DATA EXTRACT
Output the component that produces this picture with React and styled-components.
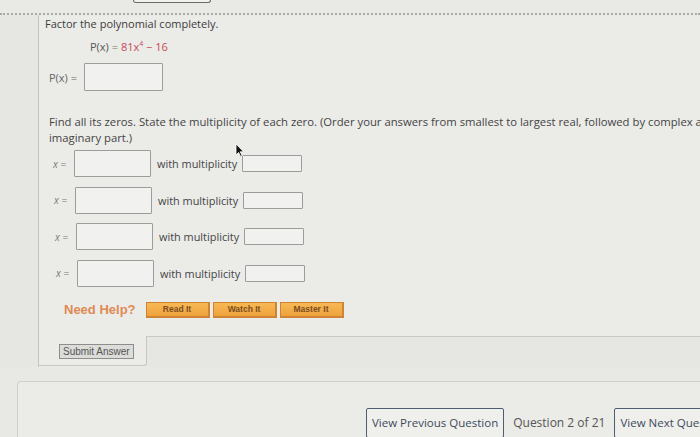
import React from 'react';
import styled, { createGlobalStyle } from 'styled-components';

const GlobalStyle = createGlobalStyle`
  html, body {
    margin: 0;
    padding: 0;
    background: #e6e6e3;
  }
`;

const zeroRows = [
  { shift: 0 },
  { shift: 1 },
  { shift: 2 },
  { shift: 3 },
];

const App = () => {
  return (
    <>
      <GlobalStyle />
      <Screen>
        {/* 상단 바 */}
        <TopStrip>
          <TopTab />
        </TopStrip>
        <DottedRule />

        <Body>
          <QuestionPanel>
            <Title>Factor the polynomial completely.</Title>
            <Equation>
              P(x) <Gray>=</Gray> <Red>81x<sup>4</sup> − 16</Red>
            </Equation>

            <AnswerRow>
              <Label>P(x) =</Label>
              <InputBox $w={79} $h={28} />
            </AnswerRow>

            <Instructions>
              <Line $nowrap>
                Find all its zeros. State the multiplicity of each zero. (Order your answers from smallest to largest real, followed by complex answers by increasing
              </Line>
              <Line>imaginary part.)</Line>
              <Cursor width="10" height="14" viewBox="0 0 10 14">
                <path d="M1 1 L1 12 L3.6 9.4 L5.6 13.4 L7.2 12.6 L5.2 8.8 L8.6 8.8 Z" fill="#111" stroke="#fff" strokeWidth="0.8" />
              </Cursor>
            </Instructions>

            {/* 근 입력 */}
            <Zeros>
              {zeroRows.map((r, i) => (
                <ZeroRow key={i} $shift={r.shift}>
                  <XLabel>
                    <i>x</i> =
                  </XLabel>
                  <InputBox $w={77} $h={27} />
                  <MultText>with multiplicity</MultText>
                  <InputBox $w={60} $h={17} />
                </ZeroRow>
              ))}
            </Zeros>

            <HelpRow>
              <NeedHelp>Need Help?</NeedHelp>
              <HelpButton>Read It</HelpButton>
              <HelpButton>Watch It</HelpButton>
              <HelpButton>Master It</HelpButton>
            </HelpRow>

            <Footer>
              <SubmitTab>
                <SubmitButton>Submit Answer</SubmitButton>
              </SubmitTab>
              <FooterRest />
            </Footer>
          </QuestionPanel>
        </Body>

        {/* 하단 네비게이션 */}
        <NavPanel>
          <NavButton>View Previous Question</NavButton>
          <Counter>Question 2 of 21</Counter>
          <NavButton>View Next Question</NavButton>
        </NavPanel>
      </Screen>
    </>
  );
};

export default App;

const Screen = styled.div`
  position: relative;
  width: 700px;
  height: 437px;
  overflow: hidden;
  background: #e8e8e5;
  font-family: 'Open Sans', 'DejaVu Sans', sans-serif;
  color: #3f3f3f;
`;

const TopStrip = styled.div`
  display: flex;
  height: 13px;
  padding-left: 133px;
  background: #e9e9e6;
`;

const TopTab = styled.div`
  width: 76px;
  height: 2px;
  border: 1px solid #6b6b6b;
  border-top: none;
  border-radius: 0 0 3px 3px;
  background: #f1f1ee;
`;

const DottedRule = styled.div`
  height: 0;
  border-top: 2px dotted #a9a9a9;
`;

const Body = styled.div`
  display: flex;
  padding-left: 38px;
  background: #e6e6e3;
`;

const QuestionPanel = styled.div`
  position: relative;
  flex: 1;
  display: flex;
  flex-direction: column;
  border-left: 1px solid #c4c4c0;
  background: #ebebe8;
`;

const Title = styled.div`
  margin: 1px 0 0 6px;
  font-size: 11px;
  line-height: 15px;
  color: #3c3c3c;
`;

const Equation = styled.div`
  margin: 8px 0 0 51px;
  font-size: 11px;
  line-height: 15px;
  color: #555;

  sup {
    font-size: 7px;
    line-height: 0;
  }
`;

const Gray = styled.span`
  color: #777;
`;

const Red = styled.span`
  color: #c8485a;
`;

const AnswerRow = styled.div`
  display: flex;
  align-items: center;
  gap: 7px;
  margin: 9px 0 0 10px;
`;

const Label = styled.span`
  font-size: 11px;
  color: #666;
`;

const InputBox = styled.div`
  width: ${(p) => p.$w}px;
  height: ${(p) => p.$h}px;
  box-sizing: border-box;
  border: 1px solid #9c9c9a;
  border-radius: 1px;
  background: #f1f1ef;
`;

const Instructions = styled.div`
  position: relative;
  margin: 23px 0 0 10px;
  font-size: 11.3px;
  line-height: 16px;
  color: #444;
`;

const Line = styled.div`
  white-space: ${(p) => (p.$nowrap ? 'nowrap' : 'normal')};
`;

const Cursor = styled.svg`
  position: absolute;
  left: 186px;
  top: 29px;
`;

const Zeros = styled.div`
  display: flex;
  flex-direction: column;
  gap: 9.5px;
  margin-top: 4px;
`;

const ZeroRow = styled.div`
  display: flex;
  align-items: center;
  padding-left: ${(p) => 14 + p.$shift}px;
`;

const XLabel = styled.span`
  width: 21px;
  font-size: 10px;
  color: #777;
`;

const MultText = styled.span`
  margin: 0 5px 0 6px;
  font-size: 10.9px;
  color: #444;
`;

const HelpRow = styled.div`
  display: flex;
  align-items: center;
  gap: 3px;
  margin: 15px 0 0 25px;
`;

const NeedHelp = styled.span`
  margin-right: 7px;
  font-family: 'Liberation Sans', Arial, sans-serif;
  font-size: 13px;
  font-weight: bold;
  color: #df8a52;
`;

const HelpButton = styled.div`
  display: flex;
  align-items: center;
  justify-content: center;
  width: 64px;
  height: 16px;
  box-sizing: border-box;
  border: 1px solid #cf8434;
  border-right-width: 2px;
  border-bottom-width: 2px;
  background: linear-gradient(#f7b955, #eea23c);
  font-family: 'Liberation Sans', Arial, sans-serif;
  font-size: 8.5px;
  font-weight: bold;
  color: #7d4d1f;
`;

const Footer = styled.div`
  display: flex;
  align-items: flex-start;
  margin-top: 18px;
`;

const SubmitTab = styled.div`
  display: flex;
  align-items: center;
  width: 108px;
  height: 30px;
  box-sizing: border-box;
  padding: 2px 0 0 20px;
  border-right: 1px solid #c6c6c2;
  border-bottom: 1px solid #c6c6c2;
  border-radius: 0 0 3px 0;
`;

const SubmitButton = styled.div`
  padding: 1px 3px;
  border: 1px solid #8d8d8d;
  background: #dcdcd9;
  font-family: 'Liberation Sans', Arial, sans-serif;
  font-size: 10px;
  color: #555;
`;

const FooterRest = styled.div`
  flex: 1;
  height: 30px;
  border-top: 1px solid #c9c9c5;
  background: #e6e6e3;
`;

const NavPanel = styled.div`
  display: flex;
  align-items: flex-start;
  gap: 9px;
  margin: 14px 0 0 17px;
  padding: 26px 0 0 348px;
  height: 40px;
  border-top: 1px solid #cfcfcb;
  border-left: 1px solid #cfcfcb;
  border-top-left-radius: 4px;
  background: #ebebe8;
`;

const NavButton = styled.div`
  flex-shrink: 0;
  height: 28px;
  display: flex;
  align-items: center;
  padding: 0 5px;
  border: 1.5px solid #4f5d70;
  border-radius: 2px;
  background: #efefec;
  font-size: 11.5px;
  color: #3d4a5c;
  white-space: nowrap;
`;

const Counter = styled.span`
  line-height: 30px;
  font-size: 12px;
  color: #555;
  white-space: nowrap;
`;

WRITTEN TASK
Please repeat exactly the data above from its first line to the line that contains "</AnswerRow>", inclusive, and leave every picture out.

CORRECT ANSWER
Output the component that produces this picture with React and styled-components.
import React from 'react';
import styled, { createGlobalStyle } from 'styled-components';

const GlobalStyle = createGlobalStyle`
  html, body {
    margin: 0;
    padding: 0;
    background: #e6e6e3;
  }
`;

const zeroRows = [
  { shift: 0 },
  { shift: 1 },
  { shift: 2 },
  { shift: 3 },
];

const App = () => {
  return (
    <>
      <GlobalStyle />
      <Screen>
        {/* 상단 바 */}
        <TopStrip>
          <TopTab />
        </TopStrip>
        <DottedRule />

        <Body>
          <QuestionPanel>
            <Title>Factor the polynomial completely.</Title>
            <Equation>
              P(x) <Gray>=</Gray> <Red>81x<sup>4</sup> − 16</Red>
            </Equation>

            <AnswerRow>
              <Label>P(x) =</Label>
              <InputBox $w={79} $h={28} />
            </AnswerRow>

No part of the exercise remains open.